Technology is evolving fast and is transforming whole sectors of society. Significant changes around credentialing are happening in the education sector, seeing that the workforce’s needs in the 21st century have changed drastically. The revolution is happening in post-secondary education, with colleges and universities leading this change.
The fundamental structure of higher education is being transformed by digital technology, seeing that brick and mortar classrooms are gradually moving to digital space and awarding transcripts that have previously been tightly controlled by the institution awarding them.
A massive change is occurring in post-secondary credentialing which there being numerous pathways to education. More and more people possess more than a college degree, including apprenticeships, associate degrees, occupational licenses, education certificates, and digital badges to employer-based certifications.
The transformational power of technology presents a myriad of options in reshaping the higher education sector. One of the merging options is systems that place students at the center by transitioning from the traditional brick and mortar institutions of higher learning to other learning providers such as online programs, employers, unions, museums, and libraries. We begin to see a culture shift where learning is the most important measure of progress in the new system instead of seat time. Dynamic online platforms will be used to demonstrate what the student has learned. The ultimate goal is for education post-high school to change from static and past experience to become a lifelong endeavor to improve an individual’s knowledge and skills.

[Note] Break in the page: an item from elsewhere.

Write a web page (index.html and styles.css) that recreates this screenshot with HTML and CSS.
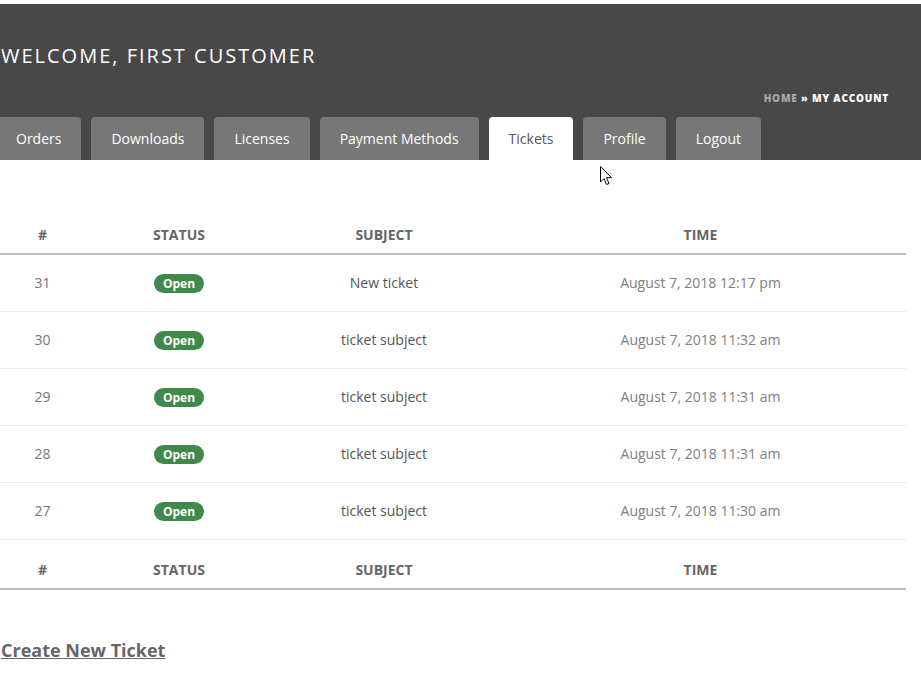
FILE: index.html
```html
<!DOCTYPE html>
<html lang="en">
<head>
<meta charset="utf-8">
<title>My Account - Tickets</title>
<link rel="stylesheet" href="styles.css">
</head>
<body>
<header class="hero">
  <h1 class="hero-title">Welcome, First Customer</h1>
  <nav class="crumbs"><span class="crumb-home">Home</span> &raquo; My Account</nav>
  <ul class="tabs">
    <li class="tab tab-first">Orders</li>
    <li class="tab">Downloads</li>
    <li class="tab">Licenses</li>
    <li class="tab">Payment Methods</li>
    <li class="tab tab-active">Tickets</li>
    <li class="tab">Profile</li>
    <li class="tab">Logout</li>
  </ul>
</header>
<main class="content">
  <table class="tickets">
    <colgroup>
      <col class="c-num"><col class="c-status"><col class="c-subject"><col class="c-time">
    </colgroup>
    <thead>
      <tr><th>#</th><th>Status</th><th>Subject</th><th>Time</th></tr>
    </thead>
    <tbody>
      <tr><td class="num">31</td><td><span class="badge">Open</span></td><td class="subj">New ticket</td><td class="time">August 7, 2018 12:17 pm</td></tr>
      <tr><td class="num">30</td><td><span class="badge">Open</span></td><td class="subj">ticket subject</td><td class="time">August 7, 2018 11:32 am</td></tr>
      <tr><td class="num">29</td><td><span class="badge">Open</span></td><td class="subj">ticket subject</td><td class="time">August 7, 2018 11:31 am</td></tr>
      <tr><td class="num">28</td><td><span class="badge">Open</span></td><td class="subj">ticket subject</td><td class="time">August 7, 2018 11:31 am</td></tr>
      <tr><td class="num">27</td><td><span class="badge">Open</span></td><td class="subj">ticket subject</td><td class="time">August 7, 2018 11:30 am</td></tr>
    </tbody>
    <tfoot>
      <tr><th>#</th><th>Status</th><th>Subject</th><th>Time</th></tr>
    </tfoot>
  </table>
  <a class="create-link" href="#">Create New Ticket</a>
</main>
<svg class="cursor" width="13" height="20" viewBox="0 0 13 20" aria-hidden="true">
  <path d="M0.5 0.5 L0.5 16 L4 12.5 L6.5 18.5 L9 17.5 L6.5 11.7 L11.5 11.7 Z" fill="#fff" stroke="#000" stroke-width="1" stroke-linejoin="miter"/>
</svg>
</body>
</html>
```

FILE: styles.css
```css
* { box-sizing: border-box; }

html, body {
  margin: 0;
  padding: 0;
  background: #fff;
}

body {
  font-family: "Open Sans", "Noto Sans", sans-serif;
  color: #666;
  padding-top: 4px;
  position: relative;
}

.hero {
  background: #484848;
  height: 156px;
  display: flex;
  flex-direction: column;
  padding-top: 37px;
}

.hero-title {
  margin: 0;
  padding-left: 1px;
  font-size: 20px;
  line-height: 30px;
  font-weight: 400;
  letter-spacing: 2px;
  text-transform: uppercase;
  color: #fff;
}

.crumbs {
  margin-top: 20px;
  align-self: flex-end;
  padding-right: 32px;
  font-size: 10px;
  line-height: 14px;
  font-weight: 800;
  letter-spacing: 0.8px;
  text-transform: uppercase;
  color: #fff;
}

.crumb-home { color: #a8a8a8; }

.tabs {
  list-style: none;
  margin: 12px 0 0 -4px;
  padding: 0;
  display: flex;
  gap: 10px;
  height: 43px;
}

.tab {
  background: #777;
  color: #fff;
  font-size: 14px;
  line-height: 43px;
  padding: 0 20px;
  border-radius: 4px 4px 0 0;
}

.tab-active {
  background: #fff;
  color: #555;
}

.content {
  width: 906px;
  padding-top: 56px;
}

.tickets {
  width: 906px;
  border-collapse: collapse;
  table-layout: fixed;
}

.c-num { width: 85px; }
.c-status { width: 188px; }
.c-subject { width: 222px; }
.c-time { width: 411px; }

.tickets th {
  font-size: 14px;
  font-weight: 700;
  text-transform: uppercase;
  color: #666;
  text-align: center;
  line-height: 18px;
}

.tickets thead th {
  padding: 10px 0 9px;
  border-bottom: 2px solid #bbb;
}

.tickets tfoot th {
  padding: 21px 0 9px;
  border-bottom: 2px solid #bbb;
}

.tickets td {
  text-align: center;
  font-size: 14px;
  line-height: 20px;
  height: 57px;
  padding: 0;
  border-bottom: 1px solid #ececec;
}

.tickets .num { color: #777; }
.tickets .subj { color: #555; }
.tickets .time { color: #808080; }

.badge {
  display: inline-block;
  background: #3f8a4b;
  color: #fff;
  font-size: 12px;
  font-weight: 700;
  line-height: 19px;
  width: 50px;
  border-radius: 10px;
  text-align: center;
  vertical-align: middle;
}

.create-link {
  display: inline-block;
  margin-top: 47px;
  font-size: 18px;
  line-height: 26px;
  font-weight: 700;
  color: #666;
  text-decoration: underline;
  padding-left: 1px;
}

.cursor {
  position: absolute;
  left: 600px;
  top: 166px;
}
```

Changes are already taking shape, but the transformation of the higher education ecosystem will take some years. The push to have a more connected and navigable system has picked momentum, which opens up the landscape for technology to transform and create a diverse credentials ecosystem.
Higher education stakeholders need to move fast to embrace change and reposition their institutions into key players in the new landscape. IT professionals are the current drivers of revolutionizing the higher education landscape and fully understanding credentialing power. The impact of the change will be felt by all the dominant players in post-high school education. Without a doubt, they are seeing how online systems are allowing learners to advance their career choices by renewing and acquiring new skills and knowledge. Failure to take this unique opportunity to embrace the new changes will further push higher learning institutions into oblivion.

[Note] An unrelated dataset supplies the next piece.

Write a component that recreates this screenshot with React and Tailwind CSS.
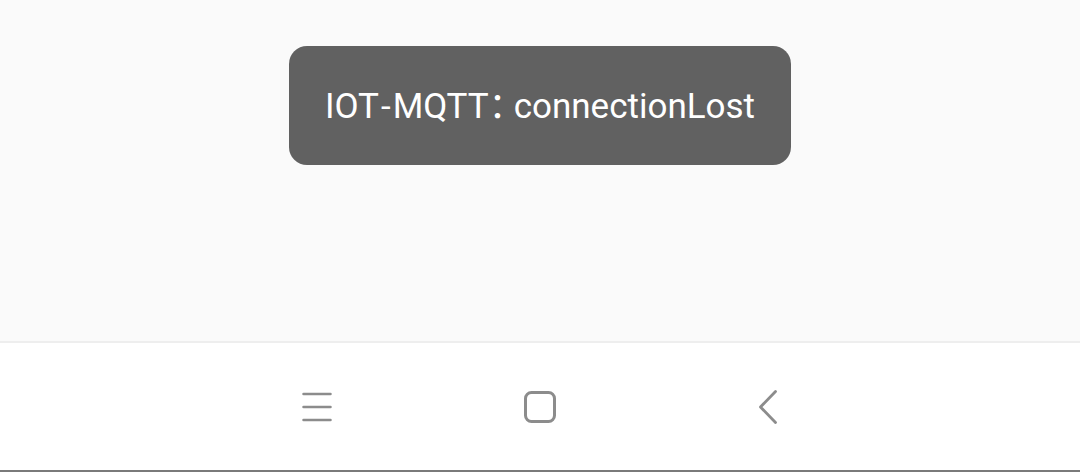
export default function App() {
  return (
    <div className="w-[1080px] h-[472px] flex flex-col bg-white font-['Roboto','Noto_Sans_CJK_SC',sans-serif]">
      {/* content area with toast */}
      <div className="h-[341px] bg-[#fafafa] flex justify-center pt-[46px]">
        <div className="w-[502px] h-[119px] rounded-[18px] bg-[#616161] flex items-center justify-center">
          <span className="text-white text-[35px] leading-none whitespace-nowrap pt-[2px]">
            IOT<span className="mx-[2px]">-</span>MQTT<span className="tracking-[-10px]">：</span>connectionLost
          </span>
        </div>
      </div>
      <div className="h-[2px] bg-[#eeeeee]" />

      {/* navigation bar */}
      <div className="flex-1 bg-white flex items-center pl-[301px]">
        <svg width="32" height="32" viewBox="0 0 32 32" fill="none" stroke="#8c8c8c" strokeWidth="2.5" strokeLinecap="round">
          <path d="M2.5 3h27M2.5 16h27M2.5 29h27" />
        </svg>
        <svg className="ml-[189px]" width="36" height="36" viewBox="0 0 36 36" fill="none" stroke="#8c8c8c" strokeWidth="3">
          <rect x="3.5" y="3.5" width="29" height="29" rx="6" />
        </svg>
        <svg className="ml-[198px]" width="22" height="36" viewBox="0 0 22 36" fill="none" stroke="#8c8c8c" strokeWidth="2.8" strokeLinecap="round" strokeLinejoin="round">
          <path d="M19.5 2.5L4.5 18l15 15.5" />
        </svg>
      </div>
      <div className="h-[2px] bg-[#7a7a7a]" />
    </div>
  );
}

Opportunities for Higher Education
All these changes that are already happening look like a crazy threat to traditional higher education. However, universities and colleges have the opportunity to embrace change and thrive in the new paradigm. Stakeholders in these higher education institutions need to change their approach in these two main ways:
- First, the system of connected credentials will emphasize whether the certifications open up a promising career path. The emphasis will move away from who provided the certificates. The degrees earned in colleges and universities will be one of the numerous pathways into successful careers. The net effect will impact the playing field across the board, right from colleges and universities, employers, unions, and cultural institutions to coding boot camps.
- Secondly, learning will become the core of how credentials are evaluated and defined. Technological tools will foster unparalleled transparency about learning outcomes, which matters in the new system. It will be all about students acquiring skills, knowledge, and abilities, and therefore institutions must demonstrate results in imparting knowledge and skills.

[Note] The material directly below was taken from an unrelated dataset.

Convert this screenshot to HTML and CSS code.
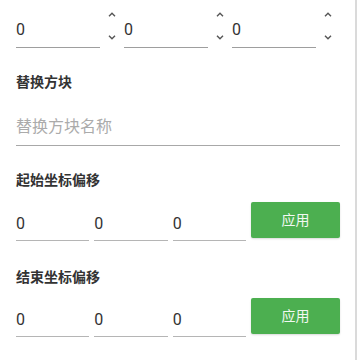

The three major things that colleges and universities must focus on in the new dispensation are:
- Measuring progress based on learning as opposed to time spent in a classroom. The new connected credentials system renders the traditional credit-hour based model irrelevant.
- Producing high-quality learning outcomes; and
- Providing learning opportunities over a student’s lifetime.
The Emergence of a Connected System
There has an exponential growth of different types of credentials from associated degrees to present-day IT certifications. The ongoing change is underpinned by the need to connect these credentials into a single comprehensive and navigable system.
The current system’s weakness is that credentials operate in silos carrying a different meaning and no agreeable way to compare a certificate to another. It makes it difficult to value and equate credentials for both students and employers in the labor market. Leading stakeholders in education, business, and government sectors are pushing to define credentials universally in skills and knowledge. The push is to have a universal taxonomy that connects all credentials and transform the fragmented system that exists today. It will allow credentials of all types to be compared and easily compared.
Digital badges are the leading innovation that denotes specific skills and knowledge to convey an individual’s qualifications. Learners can begin earning the badges by providing their college and university degrees and any other credentials earned from employers, government agencies, unions, and non-profits. All these different institutions and entities outside of the traditional post-secondary education providers can issue badges. Besides the course-based learning options, these digital badges can capture other tangible measurements such as experience. The badges can also be bundled together into robust categories to showcase the expertise of an individual better.
Technological tools facilitate a new learning paradigm whereby students can build up their skills and knowledge through lifelong learning experiences. It is akin to having a digital passport, perhaps based on Blockchain Technology, that showcases your skills and accomplishments throughout an individual’s lifetime.
Higher learning institutions have no choice but to use all the digital tools necessary to produce learning outcomes. The new systems are learning-centered and outcome-based and will completely do away with the traditional way of teaching and assessing students. Learning will move away from an intensive, on-campus model to foster a lifetime of learning and career development through a mix of different pathways — courses, seminars, work experience, and many more. It is about having the ability to learn new skills and knowledge and update the already acquired skills. Overall, the shift to digital credentialing and a 21st-century workforce’s needs will revolutionize the higher education sector.